Red Deer city council stepped into unfamiliar, agricultural territory by narrowly approving a site exception that could allow a 10-acre RV storage yard in east Red Deer.
Council debated whether such a yard was compatible with surrounding farming operations. They also deliberated on whether neighbours’ concerns about traffic and safety should be dealt with at the council stage or development permit stage.
Eventually, Councillors Buck Buchanan, Ken Johnston, Frank Wong and Dianne Wyntjes opposed the site exception — even though administration had recommended approval.
But the majority of councillors — Michael Dawe, Tanya Handley, Lawrence Lee, Vesna Higham and Mayor Tara Veer — gave it the go-ahead. They gave final reading for the site exception on Monday, on condition that a two-year sunset clause be applied, allowing the storage yard to be reconsidered in a couple of years, in light of neighbours’ concerns.
A landowner wants to create a storage site for recreational vehicles and trailers on part of an 80-acre parcel off Range Road 270 (south of Township Road 382).
This annexed city land, zoned for future residential development, is located about one kilometre east of the Laredo neighbourhood. It requires a site exception because outdoor storage is not a listed use in the A-1 Future Urban Development District.

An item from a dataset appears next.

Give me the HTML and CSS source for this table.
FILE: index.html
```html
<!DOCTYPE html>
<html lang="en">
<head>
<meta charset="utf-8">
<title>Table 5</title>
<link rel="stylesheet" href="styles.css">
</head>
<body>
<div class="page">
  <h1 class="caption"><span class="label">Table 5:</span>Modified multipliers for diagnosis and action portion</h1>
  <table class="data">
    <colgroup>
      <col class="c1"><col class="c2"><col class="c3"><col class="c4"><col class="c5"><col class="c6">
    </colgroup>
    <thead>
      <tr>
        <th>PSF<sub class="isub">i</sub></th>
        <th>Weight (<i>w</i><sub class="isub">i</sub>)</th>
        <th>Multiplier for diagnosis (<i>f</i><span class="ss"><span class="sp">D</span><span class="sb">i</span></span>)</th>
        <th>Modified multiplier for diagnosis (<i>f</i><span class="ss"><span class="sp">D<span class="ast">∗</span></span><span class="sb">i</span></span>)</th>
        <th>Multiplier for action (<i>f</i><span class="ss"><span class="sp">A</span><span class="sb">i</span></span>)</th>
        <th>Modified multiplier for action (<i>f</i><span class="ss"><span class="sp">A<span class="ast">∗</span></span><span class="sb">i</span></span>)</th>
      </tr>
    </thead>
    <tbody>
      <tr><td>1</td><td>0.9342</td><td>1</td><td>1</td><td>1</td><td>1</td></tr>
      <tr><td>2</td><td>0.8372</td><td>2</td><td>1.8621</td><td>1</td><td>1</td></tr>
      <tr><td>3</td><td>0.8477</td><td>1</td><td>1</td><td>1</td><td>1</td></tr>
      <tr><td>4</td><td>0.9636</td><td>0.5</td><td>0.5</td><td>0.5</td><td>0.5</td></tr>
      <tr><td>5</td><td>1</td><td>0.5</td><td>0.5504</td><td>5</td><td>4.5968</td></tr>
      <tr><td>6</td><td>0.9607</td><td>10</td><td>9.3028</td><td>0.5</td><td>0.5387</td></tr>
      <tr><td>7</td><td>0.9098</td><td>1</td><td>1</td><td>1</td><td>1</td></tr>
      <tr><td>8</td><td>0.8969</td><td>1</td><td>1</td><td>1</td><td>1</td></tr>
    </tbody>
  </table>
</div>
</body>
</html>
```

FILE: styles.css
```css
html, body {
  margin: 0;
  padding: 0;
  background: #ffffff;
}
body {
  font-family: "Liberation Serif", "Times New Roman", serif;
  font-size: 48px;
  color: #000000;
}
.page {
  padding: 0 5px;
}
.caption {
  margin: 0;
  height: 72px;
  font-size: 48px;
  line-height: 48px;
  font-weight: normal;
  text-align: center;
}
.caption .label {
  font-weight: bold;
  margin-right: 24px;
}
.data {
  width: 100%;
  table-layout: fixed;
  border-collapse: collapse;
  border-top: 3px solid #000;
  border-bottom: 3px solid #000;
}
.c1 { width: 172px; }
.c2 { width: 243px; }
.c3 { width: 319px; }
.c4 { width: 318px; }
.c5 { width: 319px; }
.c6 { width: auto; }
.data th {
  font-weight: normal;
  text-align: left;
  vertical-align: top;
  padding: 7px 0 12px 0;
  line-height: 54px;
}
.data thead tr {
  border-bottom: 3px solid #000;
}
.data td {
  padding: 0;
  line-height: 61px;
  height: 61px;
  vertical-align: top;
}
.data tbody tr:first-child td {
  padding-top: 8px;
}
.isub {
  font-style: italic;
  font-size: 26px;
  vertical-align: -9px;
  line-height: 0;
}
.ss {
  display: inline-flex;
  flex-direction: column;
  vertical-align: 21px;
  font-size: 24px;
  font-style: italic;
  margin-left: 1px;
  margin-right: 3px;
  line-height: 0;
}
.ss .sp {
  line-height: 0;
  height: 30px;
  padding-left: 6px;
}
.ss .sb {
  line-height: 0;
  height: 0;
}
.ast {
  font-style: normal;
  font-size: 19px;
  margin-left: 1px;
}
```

Planning manager Emily Damberger told council that an RV storage yard could be accommodated, creating an opportunity for efficient land use that doesn’t hinder future development and leaves no permanent structures.
Several councillors admitted considering development for A-1 zoned land is new terrain for council.
Johnston and Wong stated they do not feel RV storage is compatible with surrounding agricultural operations.
They noted the proposal is unpopular with adjacent neighbours, who are farmers. Six of nine neighbours sent the city letters of opposition, citing concerns about vandalism and traffic.
Wyntjes and Buchanan did not like being in the dark about whether the paved rural road is up to handling the traffic to and from the storage yard. Council was told city planners hadn’t yet done a traffic count and weren’t aware of how many RVs, trailer and boats the landowner intended to store in the yard.
While these questions would be answered at the development permit stage, Buchanan likened this to “closing the barn door once the horse is let out.” He also had security concerns as a dwelling is not located near the proposed yard
But the majority of councillors were comfortable in allow the site exception for a two-year period.
Lee said vehicles would only come and go from the site at a couple of peak periods in spring and fall. “I’m convinced it is not detrimental. This would be assisting the landowner to get maximum use for the land.”
Handley was glad the proposed storage yard was relocated to the open, southern portion of the land, away from where it was initially proposed on forested land to the north, which serves as a wildlife corridor.
Mayor Tara Veer called it “rare” for council to consider proposals for A-1 land. “We don’t have a lot of experience with this,” but council will deal with it more as the city grows, she predicted.